Metadata-Version: 2.1
Name: sequence-modelling
Version: 0.1.1
Summary: sequence modelling using HMMs
License: BSD-2-Clause
Author: Nitin Bhushan
Author-email: bhushan.nitin@posteo.net
Requires-Python: >=3.9.0,<3.10.0
Classifier: License :: OSI Approved :: BSD License
Classifier: Programming Language :: Python :: 3
Classifier: Programming Language :: Python :: 3.9
Provides-Extra: docs
Requires-Dist: Sphinx (==4.2.0) ; extra == "docs"
Requires-Dist: numpy (>=1.24.2,<2.0.0)
Requires-Dist: pre-commit (>=3.1.1,<4.0.0)
Requires-Dist: scipy (>=1.10.1,<2.0.0)
Requires-Dist: sphinx-rtd-theme (==1.0.0) ; extra == "docs"
Requires-Dist: sphinxcontrib-napoleon (==0.7) ; extra == "docs"
Description-Content-Type: text/markdown

# Quasi-deterministic Hidden Markov Models.

Stochastic models such as Hidden Markov Models (HMM) are widely used to model the
temporal evolution of a process. In a HMM, the state duration is a-priori and implicitly
assumed to be geometrically distributed in order to make the underlying process Markovian.

However, this assumption does not always hold. Existing HMM state duration modelling
methods are reviewed and their drawbacks in the context of load modelling are revealed.
This thesis aims to address their drawbacks in a specific context by proposing a
Quasi-Deterministic Hidden Markov Model (QDHMM). Specifically, we extend the HMM to
model sequential data where the state durations follow a truncated distribution and the
dynamics of the model are dependant on whether the truncation was reached.

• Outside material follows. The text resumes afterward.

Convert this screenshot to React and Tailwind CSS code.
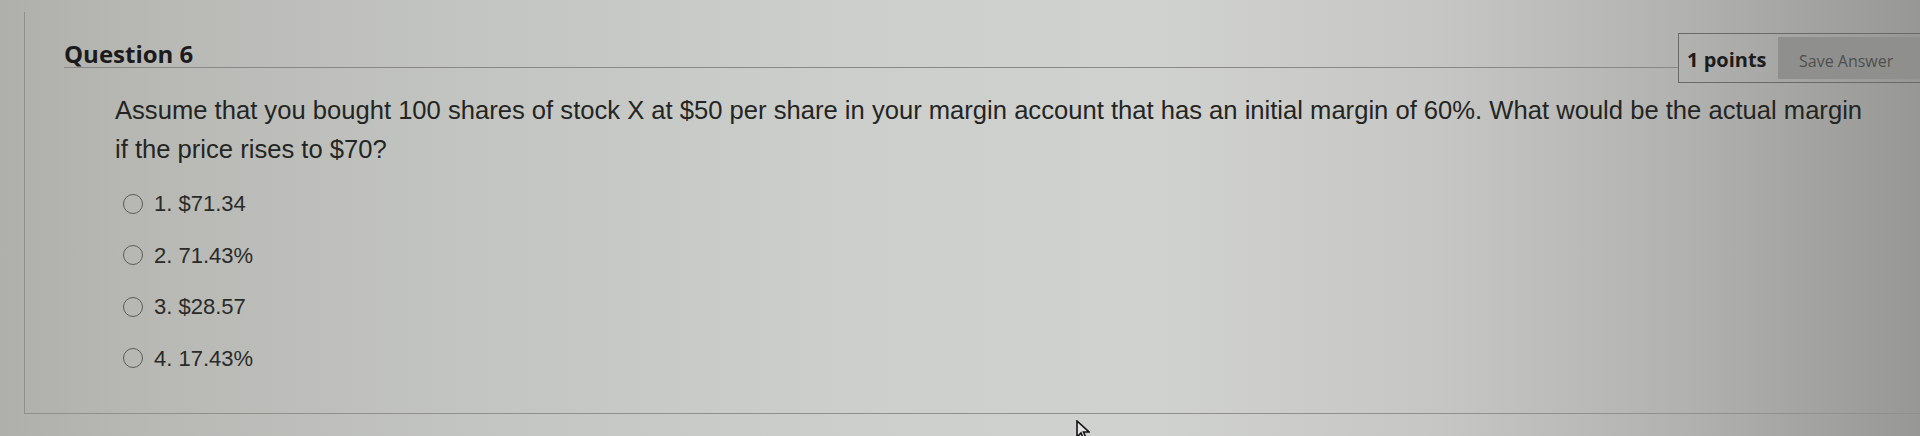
const OPTIONS = [
  { n: 1, label: '$71.34' },
  { n: 2, label: '71.43%' },
  { n: 3, label: '$28.57' },
  { n: 4, label: '17.43%' },
];

function Cursor() {
  return (
    <svg className="absolute left-[1076px] top-[420px]" width="14" height="22" viewBox="0 0 14 22">
      <path d="M1 1 L1 17 L5 13 L8 20 L10.5 19 L7.5 12 L13 12 Z" fill="#e2e3e1" stroke="#111" strokeWidth="1.6" strokeLinejoin="miter" />
    </svg>
  );
}

export default function App() {
  return (
    <div className="relative w-[1920px] h-[436px] overflow-hidden bg-[linear-gradient(90deg,#afb0ac_0%,#b8b9b5_8%,#c3c5c2_25%,#cdcfcd_45%,#d0d2d0_60%,#c6c7c5_75%,#b1b2b0_88%,#979896_100%)]">
      {/* question container */}
      <div className="ml-[24px] mt-[12px] h-[402px] border-l border-b border-[#90918d]">
        {/* header */}
        <div className="flex items-start pt-[21px]">
          <div className="flex-1 ml-[39px] h-[35px] flex items-end border-b border-[#898a87]">
            <h2 className="font-['Open_Sans',sans-serif] font-bold text-[24px] leading-[27px] text-[#1b1b1b]">
              Question 6
            </h2>
          </div>
          <div className="w-[252px] h-[50px] mr-[-10px] shrink-0 border border-[#6a6b68] py-[3px] flex items-stretch">
            <div className="w-[99px] pl-[8px] pt-[4px] flex items-center font-['Open_Sans',sans-serif] font-bold text-[20px] text-[#1c1c1c]">
              1 points
            </div>
            <button className="flex-1 pl-[21px] pt-[6px] text-left bg-[#8f908d] font-['Open_Sans',sans-serif] text-[16px] text-[#4e4f4d]">
              Save Answer
            </button>
          </div>
        </div>

        {/* question text */}
        <p className="ml-[90px] mt-[8px] w-[1762px] font-['Liberation_Sans',Arial,sans-serif] text-[25.6px] leading-[39px] text-[#242523]">
          Assume that you bought 100 shares of stock X at $50 per share in your margin account that has an initial margin of 60%. What would be the actual margin if the price rises to $70?
        </p>

        {/* answers */}
        <div className="ml-[98px] mt-[9px] flex flex-col">
          {OPTIONS.map(o => (
            <label key={o.n} className="h-[51.5px] flex items-center gap-[11px] font-['Liberation_Sans',Arial,sans-serif] text-[22px] text-[#2a2b29]">
              <span className="w-[20px] h-[20px] rounded-full border-[1.5px] border-[#5b5c5a]" />
              <span>{o.n}. {o.label}</span>
            </label>
          ))}
        </div>
      </div>
      <Cursor />
    </div>
  );
}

We formalize the model and adapt the Expectation Maximization (EM) algorithm to
estimate maximum likelihood solutions of the model parameters. To obtain good initial
estimates for the QDHMM EM algorithm, a distribution free method is developed to obtain
expected values of state durations in a HMM. To drive the EM algorithm towards a good
solution space, combinatorial optimization heuristics and meta-heuristics are researched.
Simulated annealing is identified as a solution and a heuristic is developed to sample
candidate solutions which lead to a good approximation of the global optimum.

Experiments were performed on modelling the internal electrical power consumption
characteristic of printers based on real power data. The QDHMM is shown to provide an
accurate descriptive model in comparison to the standard HMM without loss of parsimony.